**EXERCISE PROMPT:** Lift out each line of the data that holds "index".

Entries with page source code:
►

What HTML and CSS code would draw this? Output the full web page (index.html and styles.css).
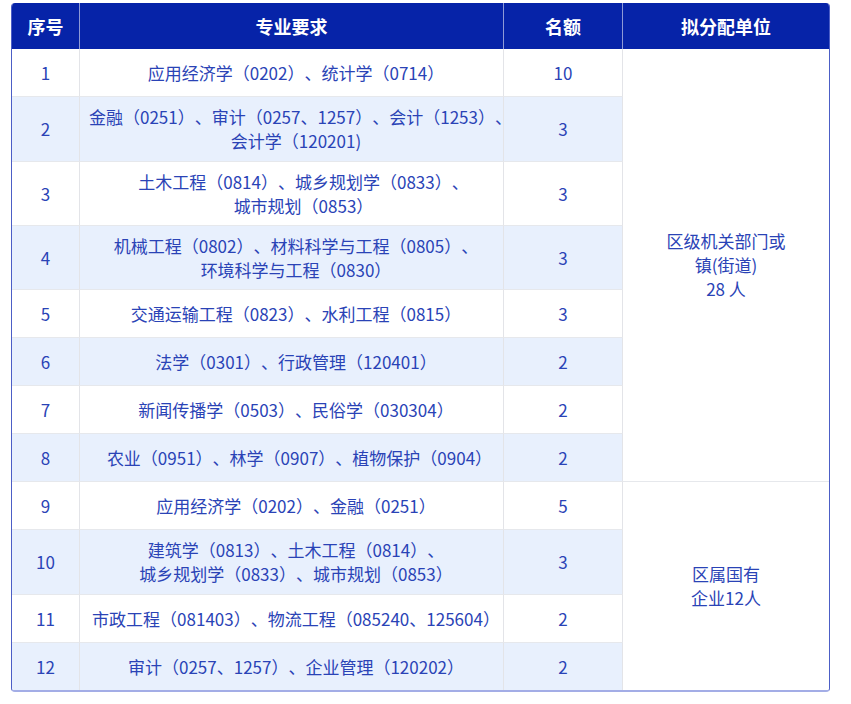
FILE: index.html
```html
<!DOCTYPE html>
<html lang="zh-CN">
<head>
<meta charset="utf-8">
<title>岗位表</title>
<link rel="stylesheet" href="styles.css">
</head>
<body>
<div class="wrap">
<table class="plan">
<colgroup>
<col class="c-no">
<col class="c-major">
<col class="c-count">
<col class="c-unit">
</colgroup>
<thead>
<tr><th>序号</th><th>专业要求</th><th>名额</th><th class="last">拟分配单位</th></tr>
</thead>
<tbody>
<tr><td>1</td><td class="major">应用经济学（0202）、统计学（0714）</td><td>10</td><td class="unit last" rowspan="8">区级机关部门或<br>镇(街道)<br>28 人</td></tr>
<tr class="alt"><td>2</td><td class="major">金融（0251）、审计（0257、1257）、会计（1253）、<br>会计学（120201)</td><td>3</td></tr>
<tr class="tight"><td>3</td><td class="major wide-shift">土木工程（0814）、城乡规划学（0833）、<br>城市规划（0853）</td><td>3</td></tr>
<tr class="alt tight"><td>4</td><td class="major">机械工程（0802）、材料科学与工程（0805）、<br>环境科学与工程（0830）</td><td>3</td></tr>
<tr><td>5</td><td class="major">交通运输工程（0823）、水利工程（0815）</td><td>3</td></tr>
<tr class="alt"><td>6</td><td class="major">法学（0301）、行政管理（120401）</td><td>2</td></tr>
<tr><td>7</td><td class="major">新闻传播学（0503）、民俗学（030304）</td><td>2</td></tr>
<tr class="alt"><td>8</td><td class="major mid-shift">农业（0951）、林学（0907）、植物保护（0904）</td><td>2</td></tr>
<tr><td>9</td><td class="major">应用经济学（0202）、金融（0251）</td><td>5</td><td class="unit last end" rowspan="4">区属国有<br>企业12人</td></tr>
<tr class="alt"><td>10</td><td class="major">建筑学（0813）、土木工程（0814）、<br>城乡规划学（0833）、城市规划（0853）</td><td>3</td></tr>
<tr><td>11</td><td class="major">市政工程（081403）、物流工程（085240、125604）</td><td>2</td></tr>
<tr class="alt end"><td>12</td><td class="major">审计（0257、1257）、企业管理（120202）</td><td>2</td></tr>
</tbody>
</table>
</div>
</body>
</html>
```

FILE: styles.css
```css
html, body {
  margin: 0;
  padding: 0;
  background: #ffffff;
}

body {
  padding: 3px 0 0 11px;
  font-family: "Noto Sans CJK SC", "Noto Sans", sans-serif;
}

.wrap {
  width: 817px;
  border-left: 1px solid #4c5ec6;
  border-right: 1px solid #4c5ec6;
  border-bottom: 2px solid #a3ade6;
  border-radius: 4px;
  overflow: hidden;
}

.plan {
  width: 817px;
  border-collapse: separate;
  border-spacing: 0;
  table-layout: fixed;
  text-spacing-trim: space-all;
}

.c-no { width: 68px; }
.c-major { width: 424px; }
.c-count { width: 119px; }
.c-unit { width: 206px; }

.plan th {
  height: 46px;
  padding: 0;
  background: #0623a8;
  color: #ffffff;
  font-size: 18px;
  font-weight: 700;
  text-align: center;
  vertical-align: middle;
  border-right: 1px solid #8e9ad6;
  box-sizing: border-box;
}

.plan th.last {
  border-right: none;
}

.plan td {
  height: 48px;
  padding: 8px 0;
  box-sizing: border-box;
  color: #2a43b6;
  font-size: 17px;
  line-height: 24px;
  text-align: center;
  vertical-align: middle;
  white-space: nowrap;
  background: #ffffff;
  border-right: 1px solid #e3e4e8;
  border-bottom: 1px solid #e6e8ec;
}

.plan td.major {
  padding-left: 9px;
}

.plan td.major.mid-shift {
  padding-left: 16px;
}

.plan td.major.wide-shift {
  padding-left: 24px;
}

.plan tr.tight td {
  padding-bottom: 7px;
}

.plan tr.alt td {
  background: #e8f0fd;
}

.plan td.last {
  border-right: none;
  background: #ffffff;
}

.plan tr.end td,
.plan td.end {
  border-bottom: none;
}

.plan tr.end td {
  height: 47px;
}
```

◄
►

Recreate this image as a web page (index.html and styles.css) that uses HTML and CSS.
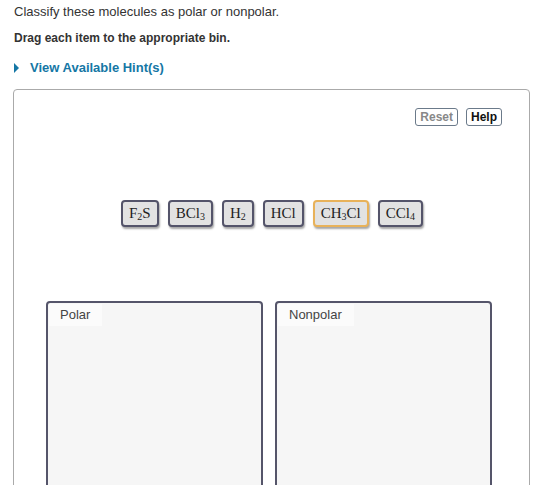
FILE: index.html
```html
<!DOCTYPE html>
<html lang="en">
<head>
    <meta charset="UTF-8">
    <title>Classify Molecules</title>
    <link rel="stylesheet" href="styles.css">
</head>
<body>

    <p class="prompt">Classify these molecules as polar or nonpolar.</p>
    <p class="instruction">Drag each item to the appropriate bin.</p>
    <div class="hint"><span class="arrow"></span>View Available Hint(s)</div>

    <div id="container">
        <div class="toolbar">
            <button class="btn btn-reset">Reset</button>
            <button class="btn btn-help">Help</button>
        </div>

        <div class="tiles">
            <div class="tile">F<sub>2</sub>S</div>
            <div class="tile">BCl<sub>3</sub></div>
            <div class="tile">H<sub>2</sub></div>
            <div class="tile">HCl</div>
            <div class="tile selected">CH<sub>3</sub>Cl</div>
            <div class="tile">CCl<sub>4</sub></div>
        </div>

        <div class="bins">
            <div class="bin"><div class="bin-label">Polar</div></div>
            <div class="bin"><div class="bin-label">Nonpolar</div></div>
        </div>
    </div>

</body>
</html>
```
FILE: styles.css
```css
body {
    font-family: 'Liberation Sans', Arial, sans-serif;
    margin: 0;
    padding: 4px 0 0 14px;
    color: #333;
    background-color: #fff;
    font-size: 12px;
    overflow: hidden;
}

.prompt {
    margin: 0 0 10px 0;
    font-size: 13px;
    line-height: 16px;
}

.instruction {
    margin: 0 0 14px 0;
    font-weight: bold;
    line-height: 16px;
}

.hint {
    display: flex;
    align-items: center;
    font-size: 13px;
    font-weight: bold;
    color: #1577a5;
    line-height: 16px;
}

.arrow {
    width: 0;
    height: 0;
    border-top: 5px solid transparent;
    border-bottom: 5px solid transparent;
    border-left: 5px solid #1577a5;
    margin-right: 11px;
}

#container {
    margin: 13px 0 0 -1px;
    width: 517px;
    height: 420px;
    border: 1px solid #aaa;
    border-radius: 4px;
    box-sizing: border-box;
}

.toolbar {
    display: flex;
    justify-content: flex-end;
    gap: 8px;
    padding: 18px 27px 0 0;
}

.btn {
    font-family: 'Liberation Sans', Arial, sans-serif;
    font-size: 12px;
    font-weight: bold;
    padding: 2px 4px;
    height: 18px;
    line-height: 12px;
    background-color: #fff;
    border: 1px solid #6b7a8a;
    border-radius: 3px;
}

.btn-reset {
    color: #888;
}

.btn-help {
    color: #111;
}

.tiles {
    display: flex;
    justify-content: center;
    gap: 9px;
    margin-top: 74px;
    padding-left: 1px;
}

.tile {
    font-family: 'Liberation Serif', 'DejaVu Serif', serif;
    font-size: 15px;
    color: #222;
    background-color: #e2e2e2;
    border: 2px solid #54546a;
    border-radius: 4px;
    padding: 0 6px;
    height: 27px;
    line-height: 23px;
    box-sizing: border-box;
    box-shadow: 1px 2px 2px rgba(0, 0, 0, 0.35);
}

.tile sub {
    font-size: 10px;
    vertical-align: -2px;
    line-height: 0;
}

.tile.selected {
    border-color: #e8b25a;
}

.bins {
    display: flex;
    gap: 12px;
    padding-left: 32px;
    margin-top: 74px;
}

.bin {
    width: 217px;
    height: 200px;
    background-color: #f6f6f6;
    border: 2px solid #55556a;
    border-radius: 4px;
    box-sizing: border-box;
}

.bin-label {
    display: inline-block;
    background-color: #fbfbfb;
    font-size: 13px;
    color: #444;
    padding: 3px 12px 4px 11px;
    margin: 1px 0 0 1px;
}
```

◄

**SOLUTION:**
What HTML and CSS code would draw this? Output the full web page (index.html and styles.css).
FILE: index.html
Recreate this image as a web page (index.html and styles.css) that uses HTML and CSS.
FILE: index.html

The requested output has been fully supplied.